= RAW DATA =
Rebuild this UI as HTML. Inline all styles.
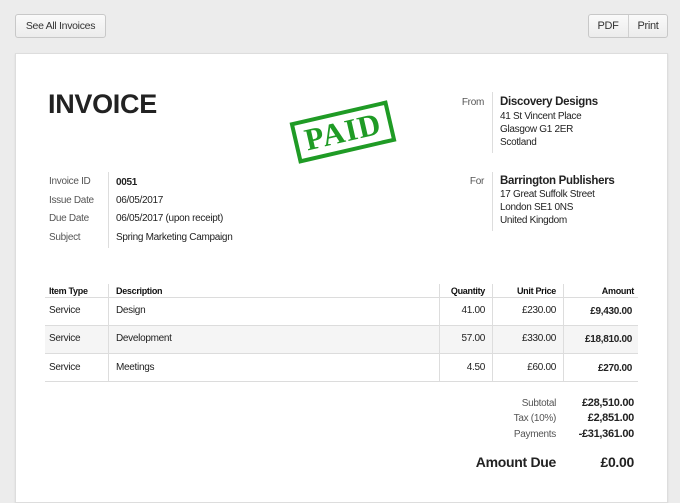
<!DOCTYPE html>
<html><head><meta charset="utf-8"><style>
*{margin:0;padding:0;box-sizing:border-box}
body{width:680px;height:490px;background:#ececec;font-family:"Liberation Sans",Arial,sans-serif;color:#222;position:relative;overflow:hidden;letter-spacing:-0.3px}
.a{position:absolute;white-space:nowrap}
.btn{position:absolute;top:14px;height:24px;border:1px solid #c8c8c8;border-radius:3px;background:linear-gradient(#fafafa,#ececec);font-size:10.5px;color:#333;line-height:22px;text-align:center}
.card{position:absolute;left:15px;top:53px;width:653px;height:450px;background:#fff;border:1px solid #ddd;box-shadow:0 1px 2px rgba(0,0,0,.08)}
.lbl{font-size:10px;color:#555}
.v{font-size:10px;color:#222}
.vl{position:absolute;width:1px;background:#ddd}
.hl{position:absolute;height:1px;background:#dcdcdc;left:45px;width:593px}
.th{font-size:9px;font-weight:bold;color:#111}
.td{font-size:10px;color:#222}
.r{text-align:right}
</style></head><body>
<div class="btn" style="left:15px;width:91px">See All Invoices</div>
<div class="btn" style="left:588px;width:80px"></div>
<div class="a" style="left:588px;top:14px;width:40px;height:24px;line-height:24px;text-align:center;font-size:11px;color:#333">PDF</div>
<div class="a" style="left:628px;top:15px;width:1px;height:22px;background:#d0d0d0"></div>
<div class="a" style="left:628px;top:14px;width:40px;height:24px;line-height:24px;text-align:center;font-size:11px;color:#333">Print</div>
<div class="card"></div>

<div class="a" style="left:48px;top:89px;font-size:27px;font-weight:bold;color:#222;letter-spacing:-0.3px">INVOICE</div>

<div class="a" style="left:293px;top:111px;width:100px;height:42px;border:4px solid #1f9b25;transform:rotate(-13deg);color:#1f9b25;font-family:'Liberation Serif',serif;font-weight:bold;font-size:31px;line-height:34px;text-align:center;letter-spacing:1px">PAID</div>

<div class="vl" style="left:108px;top:172px;height:76px"></div>
<div class="a lbl" style="left:49px;top:176px">Invoice ID</div>
<div class="a v" style="left:116px;top:177px;font-weight:bold">0051</div>
<div class="a lbl" style="left:49px;top:195px">Issue Date</div>
<div class="a v" style="left:116px;top:195px">06/05/2017</div>
<div class="a lbl" style="left:49px;top:213px">Due Date</div>
<div class="a v" style="left:116px;top:213px">06/05/2017 (upon receipt)</div>
<div class="a lbl" style="left:49px;top:232px">Subject</div>
<div class="a v" style="left:116px;top:232px">Spring Marketing Campaign</div>

<div class="vl" style="left:492px;top:92px;height:61px"></div>
<div class="a lbl" style="left:430px;width:54px;top:97px;text-align:right">From</div>
<div class="a" style="left:500px;top:96px;font-size:11.5px;font-weight:bold">Discovery Designs</div>
<div class="a v" style="left:500px;top:111px">41 St Vincent Place</div>
<div class="a v" style="left:500px;top:124px">Glasgow G1 2ER</div>
<div class="a v" style="left:500px;top:137px">Scotland</div>

<div class="vl" style="left:492px;top:172px;height:59px"></div>
<div class="a lbl" style="left:430px;width:54px;top:176px;text-align:right">For</div>
<div class="a" style="left:500px;top:175px;font-size:11.5px;font-weight:bold">Barrington Publishers</div>
<div class="a v" style="left:500px;top:189px">17 Great Suffolk Street</div>
<div class="a v" style="left:500px;top:202px">London SE1 0NS</div>
<div class="a v" style="left:500px;top:215px">United Kingdom</div>

<div class="a" style="left:45px;top:325px;width:593px;height:28px;background:#f5f5f5"></div>
<div class="hl" style="top:297px"></div>
<div class="hl" style="top:325px"></div>
<div class="hl" style="top:353px"></div>
<div class="hl" style="top:381px"></div>
<div class="vl" style="left:108px;top:284px;height:97px"></div>
<div class="vl" style="left:439px;top:284px;height:97px"></div>
<div class="vl" style="left:492px;top:284px;height:97px"></div>
<div class="vl" style="left:563px;top:284px;height:97px"></div>

<div class="a th" style="left:49px;top:286px">Item Type</div>
<div class="a th" style="left:116px;top:286px">Description</div>
<div class="a th r" style="left:439px;width:46px;top:286px">Quantity</div>
<div class="a th r" style="left:492px;width:64px;top:286px">Unit Price</div>
<div class="a th r" style="left:563px;width:71px;top:286px">Amount</div>

<div class="a td" style="left:49px;top:305px">Service</div>
<div class="a td" style="left:116px;top:305px">Design</div>
<div class="a td r" style="left:439px;width:46px;top:305px">41.00</div>
<div class="a td r" style="left:492px;width:64px;top:305px">£230.00</div>
<div class="a td r" style="left:563px;width:69px;top:306px;font-weight:bold">£9,430.00</div>

<div class="a td" style="left:49px;top:333px">Service</div>
<div class="a td" style="left:116px;top:333px">Development</div>
<div class="a td r" style="left:439px;width:46px;top:333px">57.00</div>
<div class="a td r" style="left:492px;width:64px;top:333px">£330.00</div>
<div class="a td r" style="left:563px;width:69px;top:334px;font-weight:bold">£18,810.00</div>

<div class="a td" style="left:49px;top:362px">Service</div>
<div class="a td" style="left:116px;top:362px">Meetings</div>
<div class="a td r" style="left:439px;width:46px;top:362px">4.50</div>
<div class="a td r" style="left:492px;width:64px;top:362px">£60.00</div>
<div class="a td r" style="left:563px;width:69px;top:363px;font-weight:bold">£270.00</div>

<div class="a lbl r" style="left:456px;width:100px;top:398px">Subtotal</div>
<div class="a r" style="left:534px;width:100px;top:397px;font-size:11px;font-weight:bold">£28,510.00</div>
<div class="a lbl r" style="left:456px;width:100px;top:413px">Tax (10%)</div>
<div class="a r" style="left:534px;width:100px;top:412px;font-size:11px;font-weight:bold">£2,851.00</div>
<div class="a lbl r" style="left:456px;width:100px;top:429px">Payments</div>
<div class="a r" style="left:534px;width:100px;top:428px;font-size:11px;font-weight:bold">-£31,361.00</div>
<div class="a r" style="left:436px;width:120px;top:454px;font-size:14px;font-weight:bold">Amount Due</div>
<div class="a r" style="left:534px;width:100px;top:454px;font-size:14px;font-weight:bold">£0.00</div>
</body></html>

= YOUR TASK =
Make an exact copy of the data, leaving its pictures out.

= COMPLETE RESPONSE =
Rebuild this UI as HTML. Inline all styles.
<!DOCTYPE html>
<html><head><meta charset="utf-8"><style>
*{margin:0;padding:0;box-sizing:border-box}
body{width:680px;height:490px;background:#ececec;font-family:"Liberation Sans",Arial,sans-serif;color:#222;position:relative;overflow:hidden;letter-spacing:-0.3px}
.a{position:absolute;white-space:nowrap}
.btn{position:absolute;top:14px;height:24px;border:1px solid #c8c8c8;border-radius:3px;background:linear-gradient(#fafafa,#ececec);font-size:10.5px;color:#333;line-height:22px;text-align:center}
.card{position:absolute;left:15px;top:53px;width:653px;height:450px;background:#fff;border:1px solid #ddd;box-shadow:0 1px 2px rgba(0,0,0,.08)}
.lbl{font-size:10px;color:#555}
.v{font-size:10px;color:#222}
.vl{position:absolute;width:1px;background:#ddd}
.hl{position:absolute;height:1px;background:#dcdcdc;left:45px;width:593px}
.th{font-size:9px;font-weight:bold;color:#111}
.td{font-size:10px;color:#222}
.r{text-align:right}
</style></head><body>
<div class="btn" style="left:15px;width:91px">See All Invoices</div>
<div class="btn" style="left:588px;width:80px"></div>
<div class="a" style="left:588px;top:14px;width:40px;height:24px;line-height:24px;text-align:center;font-size:11px;color:#333">PDF</div>
<div class="a" style="left:628px;top:15px;width:1px;height:22px;background:#d0d0d0"></div>
<div class="a" style="left:628px;top:14px;width:40px;height:24px;line-height:24px;text-align:center;font-size:11px;color:#333">Print</div>
<div class="card"></div>

<div class="a" style="left:48px;top:89px;font-size:27px;font-weight:bold;color:#222;letter-spacing:-0.3px">INVOICE</div>

<div class="a" style="left:293px;top:111px;width:100px;height:42px;border:4px solid #1f9b25;transform:rotate(-13deg);color:#1f9b25;font-family:'Liberation Serif',serif;font-weight:bold;font-size:31px;line-height:34px;text-align:center;letter-spacing:1px">PAID</div>

<div class="vl" style="left:108px;top:172px;height:76px"></div>
<div class="a lbl" style="left:49px;top:176px">Invoice ID</div>
<div class="a v" style="left:116px;top:177px;font-weight:bold">0051</div>
<div class="a lbl" style="left:49px;top:195px">Issue Date</div>
<div class="a v" style="left:116px;top:195px">06/05/2017</div>
<div class="a lbl" style="left:49px;top:213px">Due Date</div>
<div class="a v" style="left:116px;top:213px">06/05/2017 (upon receipt)</div>
<div class="a lbl" style="left:49px;top:232px">Subject</div>
<div class="a v" style="left:116px;top:232px">Spring Marketing Campaign</div>

<div class="vl" style="left:492px;top:92px;height:61px"></div>
<div class="a lbl" style="left:430px;width:54px;top:97px;text-align:right">From</div>
<div class="a" style="left:500px;top:96px;font-size:11.5px;font-weight:bold">Discovery Designs</div>
<div class="a v" style="left:500px;top:111px">41 St Vincent Place</div>
<div class="a v" style="left:500px;top:124px">Glasgow G1 2ER</div>
<div class="a v" style="left:500px;top:137px">Scotland</div>

<div class="vl" style="left:492px;top:172px;height:59px"></div>
<div class="a lbl" style="left:430px;width:54px;top:176px;text-align:right">For</div>
<div class="a" style="left:500px;top:175px;font-size:11.5px;font-weight:bold">Barrington Publishers</div>
<div class="a v" style="left:500px;top:189px">17 Great Suffolk Street</div>
<div class="a v" style="left:500px;top:202px">London SE1 0NS</div>
<div class="a v" style="left:500px;top:215px">United Kingdom</div>

<div class="a" style="left:45px;top:325px;width:593px;height:28px;background:#f5f5f5"></div>
<div class="hl" style="top:297px"></div>
<div class="hl" style="top:325px"></div>
<div class="hl" style="top:353px"></div>
<div class="hl" style="top:381px"></div>
<div class="vl" style="left:108px;top:284px;height:97px"></div>
<div class="vl" style="left:439px;top:284px;height:97px"></div>
<div class="vl" style="left:492px;top:284px;height:97px"></div>
<div class="vl" style="left:563px;top:284px;height:97px"></div>

<div class="a th" style="left:49px;top:286px">Item Type</div>
<div class="a th" style="left:116px;top:286px">Description</div>
<div class="a th r" style="left:439px;width:46px;top:286px">Quantity</div>
<div class="a th r" style="left:492px;width:64px;top:286px">Unit Price</div>
<div class="a th r" style="left:563px;width:71px;top:286px">Amount</div>

<div class="a td" style="left:49px;top:305px">Service</div>
<div class="a td" style="left:116px;top:305px">Design</div>
<div class="a td r" style="left:439px;width:46px;top:305px">41.00</div>
<div class="a td r" style="left:492px;width:64px;top:305px">£230.00</div>
<div class="a td r" style="left:563px;width:69px;top:306px;font-weight:bold">£9,430.00</div>

<div class="a td" style="left:49px;top:333px">Service</div>
<div class="a td" style="left:116px;top:333px">Development</div>
<div class="a td r" style="left:439px;width:46px;top:333px">57.00</div>
<div class="a td r" style="left:492px;width:64px;top:333px">£330.00</div>
<div class="a td r" style="left:563px;width:69px;top:334px;font-weight:bold">£18,810.00</div>

<div class="a td" style="left:49px;top:362px">Service</div>
<div class="a td" style="left:116px;top:362px">Meetings</div>
<div class="a td r" style="left:439px;width:46px;top:362px">4.50</div>
<div class="a td r" style="left:492px;width:64px;top:362px">£60.00</div>
<div class="a td r" style="left:563px;width:69px;top:363px;font-weight:bold">£270.00</div>

<div class="a lbl r" style="left:456px;width:100px;top:398px">Subtotal</div>
<div class="a r" style="left:534px;width:100px;top:397px;font-size:11px;font-weight:bold">£28,510.00</div>
<div class="a lbl r" style="left:456px;width:100px;top:413px">Tax (10%)</div>
<div class="a r" style="left:534px;width:100px;top:412px;font-size:11px;font-weight:bold">£2,851.00</div>
<div class="a lbl r" style="left:456px;width:100px;top:429px">Payments</div>
<div class="a r" style="left:534px;width:100px;top:428px;font-size:11px;font-weight:bold">-£31,361.00</div>
<div class="a r" style="left:436px;width:120px;top:454px;font-size:14px;font-weight:bold">Amount Due</div>
<div class="a r" style="left:534px;width:100px;top:454px;font-size:14px;font-weight:bold">£0.00</div>
</body></html>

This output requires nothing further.